What I'd do differently at production scale
- ·The denial shipped because my evals only tested wins. I had no 'ask about a failure' case, so nothing went red. At scale I'd treat the eval suite as part of the feature: every new content category ships with its own golden cases, and I'd write the negative and adversarial cases first.
- ·The self-check is an LLM-as-judge that still flips run-to-run at temperature zero. Gating CI on it produces flaky red for no signal. I'd make it advisory, log it and track it as a directional metric over many samples, and gate on deterministic checks like citation overlap or an NLI model instead.

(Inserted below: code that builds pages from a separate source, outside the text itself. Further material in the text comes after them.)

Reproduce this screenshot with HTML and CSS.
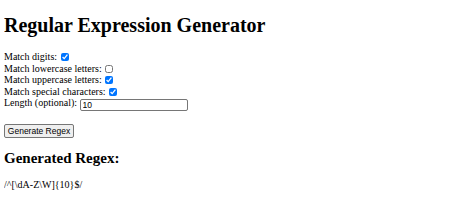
FILE: index.html
```html
<!DOCTYPE html>
<html lang="en">
<head>
    <meta charset="UTF-8">
    <meta name="viewport" content="width=device-width, initial-scale=1.0">
    <title>Regular Expression Generator</title>
    <link rel="stylesheet" href="styles.css">
</head>
<body>
    <h1>Regular Expression Generator</h1>

    <div class="options">
        <label>Match digits: <input type="checkbox" id="digits" checked></label><br>
        <label>Match lowercase letters: <input type="checkbox" id="lowercase"></label><br>
        <label>Match uppercase letters: <input type="checkbox" id="uppercase" checked></label><br>
        <label>Match special characters: <input type="checkbox" id="special" checked></label><br>
        <label>Length (optional): <input type="text" id="length" value="10"></label>
    </div>

    <button class="generate" onclick="generateRegex()">Generate Regex</button>

    <h2>Generated Regex:</h2>
    <p class="result" id="result">/^[\dA-Z\W]{10}$/</p>

    <script>
        function generateRegex() {
            var parts = '';
            if (document.getElementById('digits').checked) parts += '\\d';
            if (document.getElementById('lowercase').checked) parts += 'a-z';
            if (document.getElementById('uppercase').checked) parts += 'A-Z';
            if (document.getElementById('special').checked) parts += '\\W';
            var len = document.getElementById('length').value;
            var count = len ? '{' + len + '}' : '+';
            document.getElementById('result').textContent = '/^[' + parts + ']' + count + '$/';
        }
    </script>
</body>
</html>
```

FILE: styles.css
```css
body {
    font-family: "Liberation Serif", "Times New Roman", serif;
    font-size: 10px;
    margin: 5px 4px;
    color: #000;
    background: #fff;
}

h1 {
    font-size: 20px;
    margin: 9px 0 14px 0;
}

.options {
    line-height: 11.5px;
}

.options input[type="checkbox"] {
    width: 8px;
    height: 8px;
    margin: 0 1px;
    vertical-align: -1px;
    accent-color: #0075ff;
}

.options input[type="text"] {
    box-sizing: border-box;
    width: 108px;
    height: 12px;
    padding: 0 2px;
    font-family: "Liberation Sans", Arial, sans-serif;
    font-size: 8.5px;
    border: 1px solid #767676;
    border-radius: 2px;
    margin: 1px 0 0 0;
    vertical-align: -2px;
}

.generate {
    display: block;
    box-sizing: border-box;
    width: 70px;
    height: 14px;
    margin-top: 13px;
    padding: 0;
    font-family: "Liberation Sans", Arial, sans-serif;
    font-size: 8.5px;
    background: #efefef;
    border: 1px solid #767676;
    border-radius: 2px;
}

h2 {
    font-size: 15px;
    margin: 12px 0 12px 0;
}

.result {
    margin: 0;
    line-height: 11.5px;
}
```
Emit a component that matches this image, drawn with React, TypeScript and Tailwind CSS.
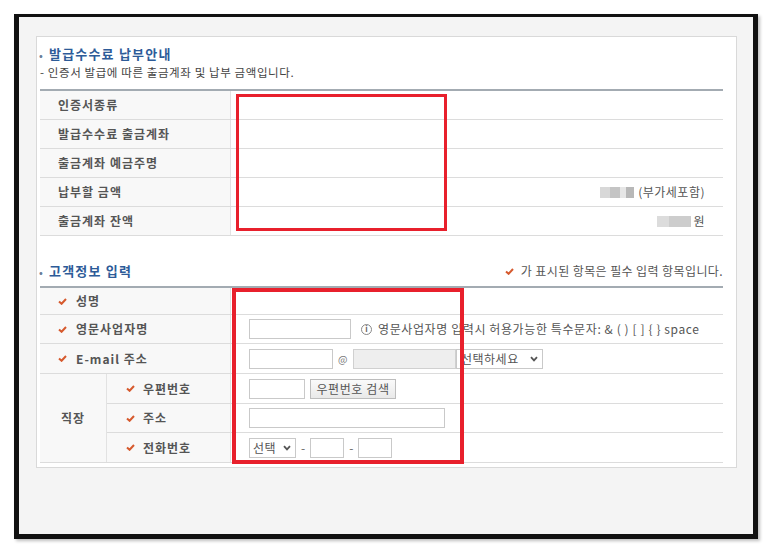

- ·Dense-only retrieval will never naturally rank a section titled 'what went wrong' for the word 'weaknesses.' The fan-out is a deterministic patch over that gap. The durable fix is hybrid sparse-plus-dense retrieval, and indexing a short per-doc summary that states each failure in plain terms.
- ·The fan-out query list is hand-maintained per project, so it won't scale as the corpus grows. I'd generate those failure queries from the documents' own headings rather than hardcoding one per project.
- ·Two features broke evals that were simply never re-run. Those evals belong in CI on every change to the corpus or the retrieval library, so a feature can't merge while quietly turning a guard test red.